Holding — McKinley, J.
- The United States District Court for the Western District of Kentucky held that Owensboro Grain was entitled to summary judgment on its breach of contract claim against AUI Management in the amount of $2,308,972.04.
Rule
- A seller may suspend shipments under a contract if the buyer exceeds the established credit limit, as outlined in the terms of the agreement.
Reasoning
- The United States District Court for the Western District of Kentucky reasoned that Owensboro Grain had established the existence of a valid contract and a breach by AUI Management, which admitted to failing to pay the invoices.
- The court found that AUI Management's defenses, including claims for an offset, equitable estoppel, and laches, did not bar Owensboro Grain's claim.
- The court highlighted that the Credit Agreement allowed Owensboro Grain to suspend future shipments if the total unpaid invoices exceeded the established credit limit, which AUI Management had exceeded.
- Additionally, AUI Management failed to provide sufficient evidence of oral modifications to the credit limit that would change the terms of their agreement.
- The defenses of estoppel and laches were also rejected as AUI Management did not demonstrate reasonable reliance on any representations made by Owensboro Grain.
- Thus, the court concluded that Owensboro Grain was entitled to recover the unpaid amounts due under the Credit Agreement.
Deep Dive: How the Court Reached Its Decision
Court's Findings on Breach of Contract
The court found that Owensboro Grain established the existence of a valid contract through the Credit Agreement with AUI Management, which explicitly outlined payment terms and conditions under which the seller could suspend shipments. AUI Management admitted to being a party to the Credit Agreement and acknowledged its failure to pay the invoices for the soyoil delivered. The total amount owed by AUI Management, as confirmed by Owensboro Grain, was $2,308,972.04, which was undisputed by AUI Management. The court emphasized that, under Kentucky law, to prove a breach of contract, a plaintiff must demonstrate the existence of a contract, a breach, and resulting damages, all of which were satisfied in this case. Therefore, the court concluded that Owensboro Grain was entitled to summary judgment on its breach of contract claim.
Defenses Raised by AUI Management
AUI Management raised several defenses against Owensboro Grain's claims, including an offset for damages purportedly incurred due to Owensboro Grain's refusal to fulfill certain future contracts. AUI Management contended that Owensboro Grain's actions were in violation of the principles established in the case of Duddy v. Kitchen Bath Distributors, which generally prohibits sellers from withholding deliveries based on a buyer's prior defaults. However, the court found this argument unconvincing, noting that the Credit Agreement specifically allowed Owensboro Grain to suspend future shipments if the unpaid invoices exceeded the established credit limit, which had indeed been surpassed by AUI Management. Thus, the court determined that the contractual provisions clearly allowed Owensboro Grain to suspend shipments, nullifying AUI Management's offset defense.

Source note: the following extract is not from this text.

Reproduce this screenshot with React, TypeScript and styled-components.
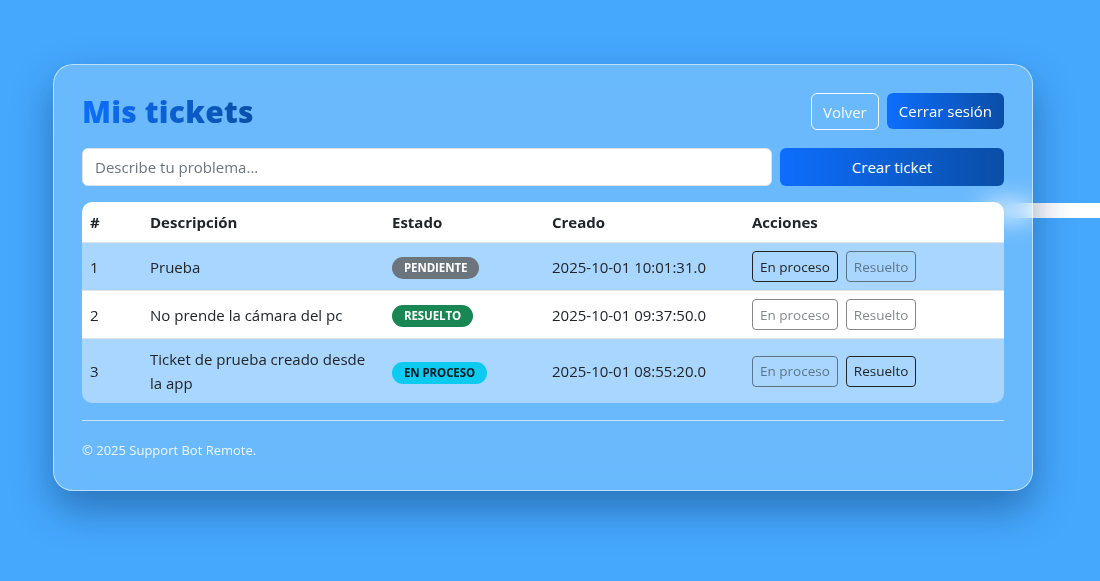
import React from "react";
import styled, { createGlobalStyle } from "styled-components";

const Global = createGlobalStyle`
  html, body { margin: 0; padding: 0; }
  body {
    background: #45a8fd;
    font-family: "Open Sans", "Noto Sans", sans-serif;
    color: #212529;
    width: 1100px;
    height: 581px;
    overflow: hidden;
  }
`;

const Page = styled.div`
  position: relative;
  padding: 64px 0 0 53px;
  height: 581px;
  box-sizing: border-box;
`;

const GlowBar = styled.div`
  position: absolute;
  left: 985px;
  right: 0;
  top: 203px;
  height: 15px;
  background: #ffffff;
`;

const Card = styled.div`
  position: relative;
  width: 980px;
  box-sizing: border-box;
  padding: 28px 28px 31px 28px;
  border-radius: 20px;
  border: 1px solid rgba(255, 255, 255, 0.55);
  background: rgba(255, 255, 255, 0.2);
  backdrop-filter: blur(12px);
  box-shadow: 0 18px 40px rgba(0, 35, 85, 0.4);
`;

const Header = styled.div`
  display: flex;
  align-items: center;
  justify-content: space-between;
  height: 37px;
`;

const Title = styled.h1`
  margin: 0;
  font-size: 30px;
  font-weight: 800;
  letter-spacing: 0.2px;
  background: linear-gradient(90deg, #0d6efd, #0a4fa5);
  -webkit-background-clip: text;
  background-clip: text;
  color: transparent;
  line-height: 1.2;
`;

const HeaderActions = styled.div`
  display: flex;
  gap: 8px;
`;

const GhostButton = styled.button`
  font-family: inherit;
  font-size: 15px;
  height: 37px;
  padding: 0 11px;
  border-radius: 6px;
  border: 1px solid rgba(255, 255, 255, 0.9);
  background: transparent;
  color: #f4f9ff;
`;

const PrimaryButton = styled.button<{ $wide?: boolean }>`
  font-family: inherit;
  font-size: 15px;
  height: ${(p) => (p.$wide ? "38px" : "36px")};
  padding: 0 12px;
  border-radius: 6px;
  border: none;
  background: linear-gradient(90deg, #0d6efd, #0a4ea6);
  color: #ffffff;
  ${(p) => (p.$wide ? "width: 224px;" : "")}
`;

const CreateRow = styled.div`
  display: flex;
  gap: 8px;
  margin-top: 18px;
`;

const Input = styled.input`
  flex: 1;
  height: 38px;
  box-sizing: border-box;
  border: 1px solid #dee2e6;
  border-radius: 6px;
  padding: 0 12px;
  font-family: inherit;
  font-size: 15px;
  color: #212529;
  background: #fff;
  &::placeholder { color: #6c757d; }
`;

const TableWrap = styled.div`
  margin-top: 16px;
  border-radius: 10px;
  overflow: hidden;
`;

const Table = styled.table`
  width: 100%;
  border-collapse: collapse;
  font-size: 15px;
  line-height: 24px;
`;

const Th = styled.th<{ $w?: number }>`
  text-align: left;
  font-weight: 700;
  padding: 8px;
  height: 40px;
  box-sizing: border-box;
  background: #fff;
  border-bottom: 1px solid #dee2e6;
  ${(p) => (p.$w ? `width: ${p.$w}px;` : "")}
`;

const Tr = styled.tr<{ $striped: boolean }>`
  background: ${(p) => (p.$striped ? "#a8d6fe" : "#ffffff")};
  border-bottom: 1px solid #dee2e6;
  &:last-child { border-bottom: none; }
`;

const Td = styled.td`
  padding: 8px;
  vertical-align: middle;
`;

const Badge = styled.span<{ $bg: string; $fg: string }>`
  display: inline-block;
  padding: 0 12px;
  height: 22px;
  line-height: 22px;
  border-radius: 11px;
  background: ${(p) => p.$bg};
  color: ${(p) => p.$fg};
  font-size: 11.5px;
  font-weight: 700;
  letter-spacing: -0.1px;
`;

const Actions = styled.div`
  display: flex;
  gap: 8px;
`;

const ActionButton = styled.button<{ $active: boolean }>`
  font-family: inherit;
  font-size: 13.5px;
  height: 31px;
  padding: 0 7px;
  border-radius: 4px;
  background: transparent;
  border: 1px solid #212529;
  color: #212529;
  opacity: ${(p) => (p.$active ? 1 : 0.55)};
`;

const Divider = styled.hr`
  margin: 17px 0 0;
  border: none;
  border-top: 1px solid rgba(255, 255, 255, 0.6);
`;

const Footer = styled.p`
  margin: 20px 0 0;
  font-size: 13px;
  font-weight: 500;
  color: rgba(255, 255, 255, 0.88);
`;

type Ticket = {
  id: number;
  desc: string;
  status: "PENDIENTE" | "RESUELTO" | "EN PROCESO";
  created: string;
  enProceso: boolean;
  resuelto: boolean;
};

const tickets: Ticket[] = [
  { id: 1, desc: "Prueba", status: "PENDIENTE", created: "2025-10-01 10:01:31.0", enProceso: true, resuelto: false },
  { id: 2, desc: "No prende la cámara del pc", status: "RESUELTO", created: "2025-10-01 09:37:50.0", enProceso: false, resuelto: false },
  { id: 3, desc: "Ticket de prueba creado desde la app", status: "EN PROCESO", created: "2025-10-01 08:55:20.0", enProceso: false, resuelto: true },
];

const badgeColors: Record<Ticket["status"], { bg: string; fg: string }> = {
  PENDIENTE: { bg: "#6c757d", fg: "#ffffff" },
  RESUELTO: { bg: "#198754", fg: "#ffffff" },
  "EN PROCESO": { bg: "#0dcaf0", fg: "#0b1a20" },
};

export default function App() {
  return (
    <>
      <Global />
      <Page>
        <GlowBar />
        <Card>
          <Header>
            <Title>Mis tickets</Title>
            <HeaderActions>
              <GhostButton>Volver</GhostButton>
              <PrimaryButton>Cerrar sesión</PrimaryButton>
            </HeaderActions>
          </Header>
          <CreateRow>
            <Input placeholder="Describe tu problema..." />
            <PrimaryButton $wide>Crear ticket</PrimaryButton>
          </CreateRow>
          <TableWrap>
            <Table>
              <thead>
                <tr>
                  <Th $w={60}>#</Th>
                  <Th $w={242}>Descripción</Th>
                  <Th $w={160}>Estado</Th>
                  <Th $w={200}>Creado</Th>
                  <Th>Acciones</Th>
                </tr>
              </thead>
              <tbody>
                {tickets.map((t, i) => (
                  <Tr key={t.id} $striped={i % 2 === 0}>
                    <Td>{t.id}</Td>
                    <Td>{t.desc}</Td>
                    <Td>
                      <Badge $bg={badgeColors[t.status].bg} $fg={badgeColors[t.status].fg}>
                        {t.status}
                      </Badge>
                    </Td>
                    <Td>{t.created}</Td>
                    <Td>
                      <Actions>
                        <ActionButton $active={t.enProceso}>En proceso</ActionButton>
                        <ActionButton $active={t.resuelto}>Resuelto</ActionButton>
                      </Actions>
                    </Td>
                  </Tr>
                ))}
              </tbody>
            </Table>
          </TableWrap>
          <Divider />
          <Footer>© 2025 Support Bot Remote.</Footer>
        </Card>
      </Page>
    </>
  );
}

Evaluation of Credit Limit Modifications
AUI Management argued that there were multiple oral modifications to the credit limit that would support its claim for an offset, suggesting that the credit limit was not fixed at $1,800,000. However, the court pointed out that AUI Management failed to produce sufficient evidence to substantiate the existence of these alleged modifications. The testimony provided by AUI Management's representative, Glen Tilton, was deemed inadmissible hearsay since it was based on secondhand information and lacked the necessary personal knowledge. Consequently, the court ruled that without clear evidence of modification, the original terms of the Credit Agreement, including the established credit limit, remained in effect, thereby precluding AUI Management's offset claim.
Rejection of Estoppel Defense
AUI Management also asserted an equitable estoppel defense, claiming it relied on Owensboro Grain's conduct of allowing it to exceed the credit limit without immediate repercussions. The court examined the requirements for establishing estoppel, which include lack of knowledge of the truth, reasonable reliance on another party's conduct, and a resultant change in position to one's detriment. The court concluded that AUI Management's reliance was unreasonable given the explicit terms of the Credit Agreement, which stated that exceeding the credit limit did not excuse payment obligations. Thus, the court found that AUI Management could not successfully argue estoppel as a defense against Owensboro Grain's breach of contract claim.
Assessment of Laches Defense
Lastly, AUI Management raised a defense of laches, asserting that Owensboro Grain delayed taking action on the unpaid invoices, leading to a belief that payment could be made incrementally without consequence. The court clarified that laches serves to bar claims due to unreasonable delay, requiring proof of lack of diligence and prejudice to the party asserting the defense. The court highlighted that Owensboro Grain acted promptly after declaring AUI Management in default and filed the complaint shortly after suspending future shipments. Given the short time frame between the invoices and the filing of the complaint, the court determined that AUI Management could not demonstrate sufficient prejudice or lack of diligence on Owensboro Grain's part, thereby rejecting the laches defense.